[Data items]
◆ ◆ ◆ ◆ ◆

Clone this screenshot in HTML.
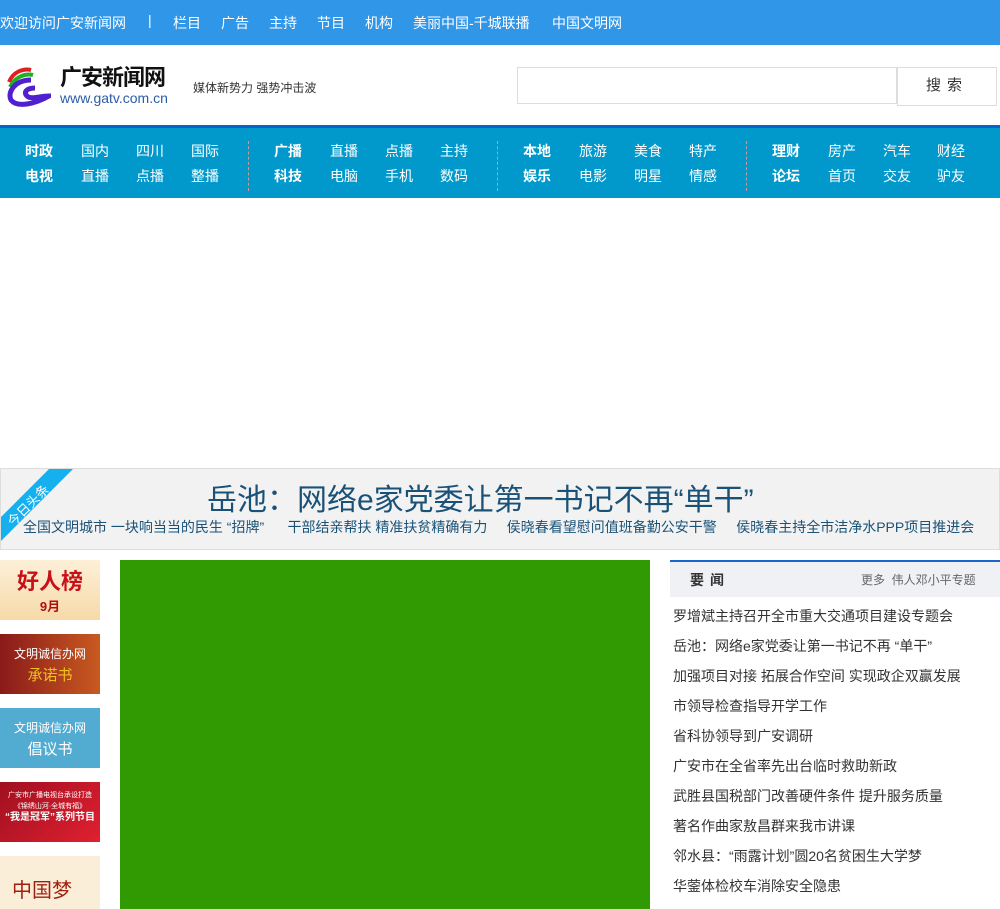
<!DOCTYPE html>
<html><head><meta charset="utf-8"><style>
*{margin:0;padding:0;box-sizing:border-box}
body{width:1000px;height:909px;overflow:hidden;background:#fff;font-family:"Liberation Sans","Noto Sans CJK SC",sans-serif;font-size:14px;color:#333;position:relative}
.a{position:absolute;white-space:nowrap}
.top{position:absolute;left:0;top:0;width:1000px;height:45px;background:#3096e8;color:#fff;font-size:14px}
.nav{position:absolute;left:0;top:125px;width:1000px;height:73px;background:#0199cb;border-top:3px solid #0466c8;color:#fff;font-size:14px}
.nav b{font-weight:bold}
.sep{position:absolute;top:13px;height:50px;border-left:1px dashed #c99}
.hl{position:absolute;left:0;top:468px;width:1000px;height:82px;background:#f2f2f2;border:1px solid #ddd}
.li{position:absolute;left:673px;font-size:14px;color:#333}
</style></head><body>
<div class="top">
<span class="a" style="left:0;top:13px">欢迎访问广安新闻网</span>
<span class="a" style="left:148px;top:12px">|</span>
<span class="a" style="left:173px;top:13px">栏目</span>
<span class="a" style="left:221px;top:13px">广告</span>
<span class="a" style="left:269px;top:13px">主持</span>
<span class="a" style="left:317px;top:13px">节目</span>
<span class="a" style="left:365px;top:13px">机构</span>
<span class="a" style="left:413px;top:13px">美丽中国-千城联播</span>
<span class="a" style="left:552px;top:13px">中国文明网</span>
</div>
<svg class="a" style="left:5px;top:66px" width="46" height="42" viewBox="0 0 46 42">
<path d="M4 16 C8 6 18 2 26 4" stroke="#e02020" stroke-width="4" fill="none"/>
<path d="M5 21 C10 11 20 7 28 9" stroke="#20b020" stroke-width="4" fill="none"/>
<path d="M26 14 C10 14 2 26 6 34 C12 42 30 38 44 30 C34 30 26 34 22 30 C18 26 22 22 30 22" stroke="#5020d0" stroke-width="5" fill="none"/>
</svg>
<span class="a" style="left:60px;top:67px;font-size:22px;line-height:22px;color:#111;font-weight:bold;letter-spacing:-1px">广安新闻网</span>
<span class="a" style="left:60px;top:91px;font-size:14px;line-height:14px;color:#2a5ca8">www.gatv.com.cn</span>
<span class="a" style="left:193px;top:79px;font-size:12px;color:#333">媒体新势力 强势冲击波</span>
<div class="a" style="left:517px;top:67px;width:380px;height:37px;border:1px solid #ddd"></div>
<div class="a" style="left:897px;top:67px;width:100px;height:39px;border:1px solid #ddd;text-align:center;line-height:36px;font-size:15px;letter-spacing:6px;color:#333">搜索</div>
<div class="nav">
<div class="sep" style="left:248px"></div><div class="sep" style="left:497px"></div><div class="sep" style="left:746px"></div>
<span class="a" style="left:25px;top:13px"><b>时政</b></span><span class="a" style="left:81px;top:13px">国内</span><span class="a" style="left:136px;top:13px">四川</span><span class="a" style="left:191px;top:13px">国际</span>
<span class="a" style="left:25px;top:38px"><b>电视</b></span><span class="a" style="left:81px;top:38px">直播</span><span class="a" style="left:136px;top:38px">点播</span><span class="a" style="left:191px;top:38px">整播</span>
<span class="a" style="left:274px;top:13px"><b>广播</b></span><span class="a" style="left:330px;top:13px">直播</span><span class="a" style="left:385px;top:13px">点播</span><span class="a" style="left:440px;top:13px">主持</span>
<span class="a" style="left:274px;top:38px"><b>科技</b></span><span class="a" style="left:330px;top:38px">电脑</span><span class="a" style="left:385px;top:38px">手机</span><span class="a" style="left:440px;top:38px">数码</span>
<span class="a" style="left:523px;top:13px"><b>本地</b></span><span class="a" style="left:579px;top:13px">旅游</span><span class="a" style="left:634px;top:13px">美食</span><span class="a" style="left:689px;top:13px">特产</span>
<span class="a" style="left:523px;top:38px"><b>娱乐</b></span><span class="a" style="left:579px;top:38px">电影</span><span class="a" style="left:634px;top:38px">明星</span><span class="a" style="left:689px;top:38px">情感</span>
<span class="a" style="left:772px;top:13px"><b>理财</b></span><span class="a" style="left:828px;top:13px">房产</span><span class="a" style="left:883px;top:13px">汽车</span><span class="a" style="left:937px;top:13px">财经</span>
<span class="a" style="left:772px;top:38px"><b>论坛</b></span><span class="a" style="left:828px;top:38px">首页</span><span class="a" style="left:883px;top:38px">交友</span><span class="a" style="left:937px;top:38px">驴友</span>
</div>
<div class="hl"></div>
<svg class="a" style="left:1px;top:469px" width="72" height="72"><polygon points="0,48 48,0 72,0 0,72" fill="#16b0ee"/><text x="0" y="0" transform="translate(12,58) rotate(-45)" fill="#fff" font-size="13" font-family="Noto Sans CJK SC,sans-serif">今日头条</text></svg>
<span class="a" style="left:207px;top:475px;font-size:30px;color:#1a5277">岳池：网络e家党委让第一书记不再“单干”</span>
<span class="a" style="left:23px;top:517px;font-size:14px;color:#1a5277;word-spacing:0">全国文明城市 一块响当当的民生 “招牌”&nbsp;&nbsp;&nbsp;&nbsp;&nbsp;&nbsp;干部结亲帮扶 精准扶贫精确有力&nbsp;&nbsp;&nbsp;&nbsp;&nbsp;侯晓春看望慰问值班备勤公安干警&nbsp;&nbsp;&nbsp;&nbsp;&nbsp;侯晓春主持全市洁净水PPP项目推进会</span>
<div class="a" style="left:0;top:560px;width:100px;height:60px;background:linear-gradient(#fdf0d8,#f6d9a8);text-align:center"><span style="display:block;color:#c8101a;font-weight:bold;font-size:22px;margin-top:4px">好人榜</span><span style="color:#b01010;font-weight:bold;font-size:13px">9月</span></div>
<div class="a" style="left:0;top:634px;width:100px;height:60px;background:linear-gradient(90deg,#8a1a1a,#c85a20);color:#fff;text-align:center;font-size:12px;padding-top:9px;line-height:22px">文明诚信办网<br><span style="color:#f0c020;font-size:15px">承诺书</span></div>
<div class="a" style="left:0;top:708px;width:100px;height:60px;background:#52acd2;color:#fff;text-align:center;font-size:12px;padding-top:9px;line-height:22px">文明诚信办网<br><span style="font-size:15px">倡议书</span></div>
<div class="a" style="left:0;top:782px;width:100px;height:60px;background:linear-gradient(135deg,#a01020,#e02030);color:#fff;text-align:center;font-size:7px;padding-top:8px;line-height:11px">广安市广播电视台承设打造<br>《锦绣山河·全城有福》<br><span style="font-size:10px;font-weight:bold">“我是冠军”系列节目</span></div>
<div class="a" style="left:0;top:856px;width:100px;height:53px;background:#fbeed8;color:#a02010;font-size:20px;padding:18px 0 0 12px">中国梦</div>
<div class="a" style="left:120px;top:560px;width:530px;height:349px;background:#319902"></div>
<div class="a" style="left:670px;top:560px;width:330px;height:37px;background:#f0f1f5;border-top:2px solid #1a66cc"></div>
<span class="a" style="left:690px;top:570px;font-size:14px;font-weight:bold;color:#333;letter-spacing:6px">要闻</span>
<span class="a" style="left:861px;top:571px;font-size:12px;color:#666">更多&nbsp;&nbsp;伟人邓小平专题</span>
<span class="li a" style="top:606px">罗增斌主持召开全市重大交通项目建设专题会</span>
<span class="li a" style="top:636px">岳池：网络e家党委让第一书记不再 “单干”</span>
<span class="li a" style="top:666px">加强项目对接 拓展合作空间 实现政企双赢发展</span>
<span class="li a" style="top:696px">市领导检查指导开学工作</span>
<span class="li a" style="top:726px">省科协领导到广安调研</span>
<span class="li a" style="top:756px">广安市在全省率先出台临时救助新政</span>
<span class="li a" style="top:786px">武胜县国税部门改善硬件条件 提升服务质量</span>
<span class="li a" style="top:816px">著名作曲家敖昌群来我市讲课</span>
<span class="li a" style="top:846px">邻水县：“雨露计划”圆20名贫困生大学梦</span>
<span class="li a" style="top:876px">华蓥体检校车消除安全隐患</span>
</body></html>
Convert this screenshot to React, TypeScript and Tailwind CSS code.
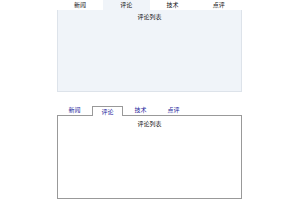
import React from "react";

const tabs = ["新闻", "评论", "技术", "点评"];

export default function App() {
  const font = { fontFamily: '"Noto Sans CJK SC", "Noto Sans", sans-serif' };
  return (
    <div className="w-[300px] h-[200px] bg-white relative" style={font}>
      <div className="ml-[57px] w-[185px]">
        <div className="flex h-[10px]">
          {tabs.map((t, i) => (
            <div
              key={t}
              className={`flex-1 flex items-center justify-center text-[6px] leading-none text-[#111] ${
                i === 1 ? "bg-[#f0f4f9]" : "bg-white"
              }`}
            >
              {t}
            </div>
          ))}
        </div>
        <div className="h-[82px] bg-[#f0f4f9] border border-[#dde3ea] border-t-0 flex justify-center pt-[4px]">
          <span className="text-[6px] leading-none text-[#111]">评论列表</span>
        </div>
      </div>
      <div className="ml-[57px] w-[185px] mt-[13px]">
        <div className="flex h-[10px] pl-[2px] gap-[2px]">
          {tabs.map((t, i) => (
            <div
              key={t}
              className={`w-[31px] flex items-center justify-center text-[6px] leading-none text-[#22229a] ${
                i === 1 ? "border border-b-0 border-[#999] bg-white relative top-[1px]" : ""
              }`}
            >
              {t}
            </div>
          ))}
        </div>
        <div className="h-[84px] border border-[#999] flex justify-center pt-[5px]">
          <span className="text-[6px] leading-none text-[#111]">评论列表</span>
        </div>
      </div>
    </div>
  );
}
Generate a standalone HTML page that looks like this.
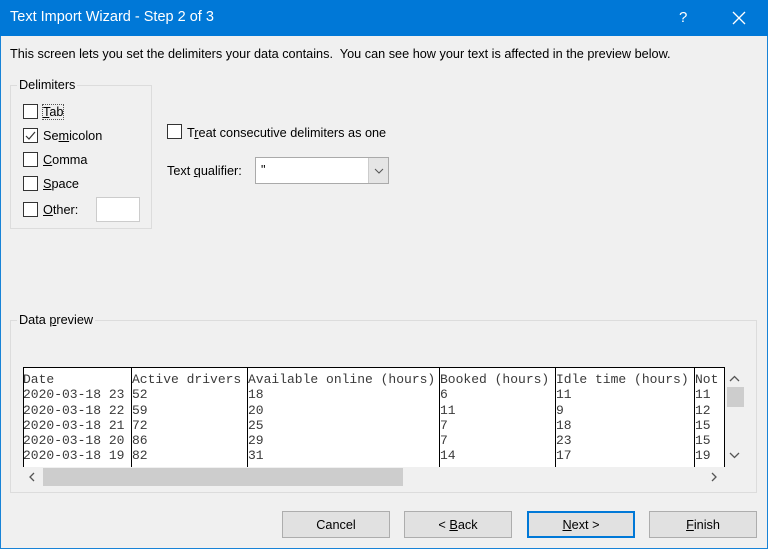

◆ ◆ ◆ ◆ ◆

WORK TO DO ▸ State how many lines of the data include the word "this", with nothing else.

FULL SOLUTION ▸ 3